At first sight, Asia Pacific looks like a single engine of digitalization and economic growth. Projections are that APAC will make up more than 50% of global GDP by 2050 (IMF, 2022) with digitalisation contributing roughly 60% to this number (IDC, 2018).
In this article – published in partnership with international law firm Allen & Overy – research reveals that in fact the APAC region is split between developed, developing and emerging countries in terms of their digital advancement.
China and India – the world´s two population giants – are at different extremes. While China is considered a fast-paced digital hub, India ranked lowest in digitalisation among the large APAC countries according to a 2022 study by Asia House.
The digitally emerging APAC countries in Southern and South East Asia are largely at a much earlier stage in digital infrastructure and thus digitalization.They are still transitioning from 2G/3G to 4G/5G broadband networks and focusing on raising smartphone connectivity in their populations. Smartphone penetration in India is a mere 51%, compared with 87% in Singapore (GSMA, 2021).
A lack of investment and poorly adapted policy networks stand as barriers to improving digital infra in most emerging APAC countries.
By 2040, the estimated investment gap for APAC digital infra is expected to reach $512 billion (McKinsey, 2020). A total of 54% of this gap can be attributed to connectivity-related investments, with most of the rest being for data centers (AIIB, 2020).
The emerging digital economies – including India, Pakistan and Sri Lanka – are expected to plan digital infrastructure investments of $18.6 billion for 1.85 billion people (AIIB, 2020).
By contrast, the developing countries – including China, Indonesia, Philippines and Thailand – will invest an estimated $73.2 billion for a huge population of 1.96 billion.
The digitally developed countries – such as Australia, South Korea and Japan – with a combined population of a mere 220 million, are estimated to invest $49.9 billion in digital infrastructure by 2024.
The telco sector will not be able to close the financing gap, as revenues and margins decline. While most downstream digital services seeing a CAGR of 9-19% globally in 2010-2015, telcos actually witnessed a drop of 2% in revenues as result of competition, lower tariffs and increased regulation (UNTAD).
Jamie Palmer, a Sydney-based partner with leading global law firm Allen & Overy, says: “I think we'll absolutely see more of the expansion of what constitutes digital infrastructure and infrastructure more broadly.”

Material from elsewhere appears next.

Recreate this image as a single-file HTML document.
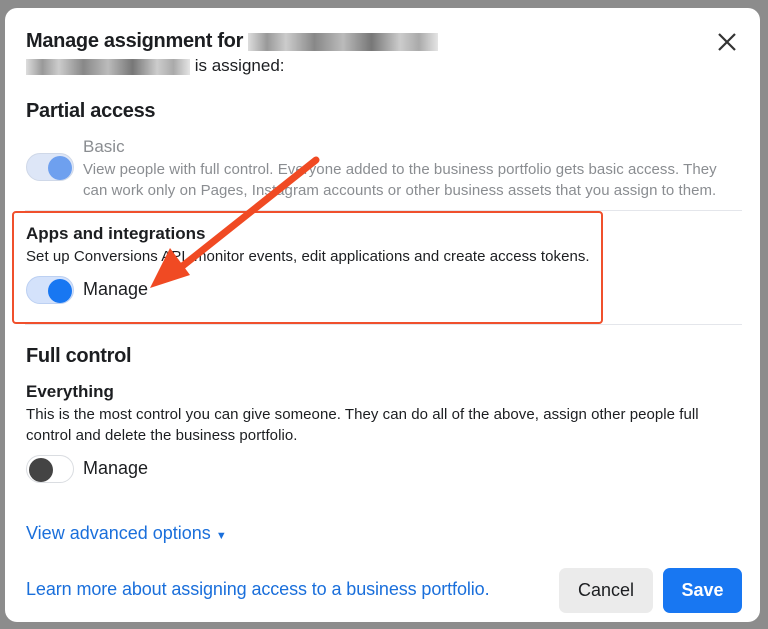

Most current investment in digital infra in APAC is internally funded by digital infrastructure industries, followed by project and corporate finance (IJGlobal, 2019).
Although public investments in digital infrastructure are still fractional, the growing recognition among governments of the importance of DI for economic growth is likely to increase this number as well as drive PPPs.

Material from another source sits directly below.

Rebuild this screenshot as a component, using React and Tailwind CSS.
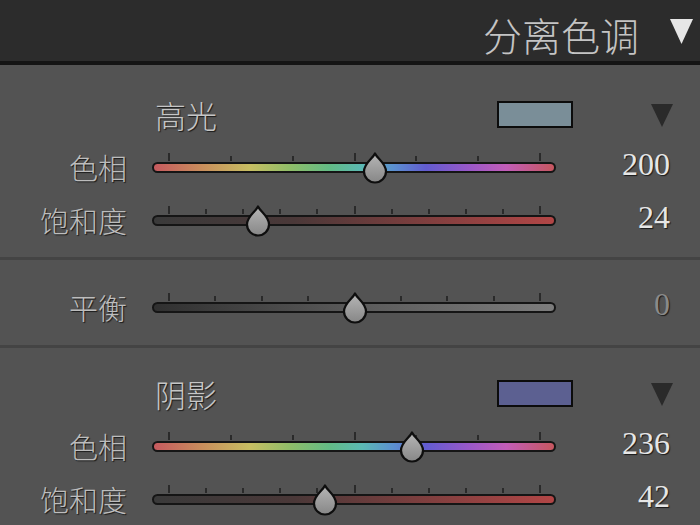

According to the International Telecommunications Union ITU, legislators and regulators – particularly in emerging digital economies – will have to implement streamlined permission processes for installing broadband equipment such as underground optic fiber cable, transmission towers and poles.
Although the list of conditions put to governments is long, the ITU highlights tax incentives, a digital infrastructure roadmap and allowing digital companies to public facilities such as roads, buildings, land transmission towers (ITU, 2019).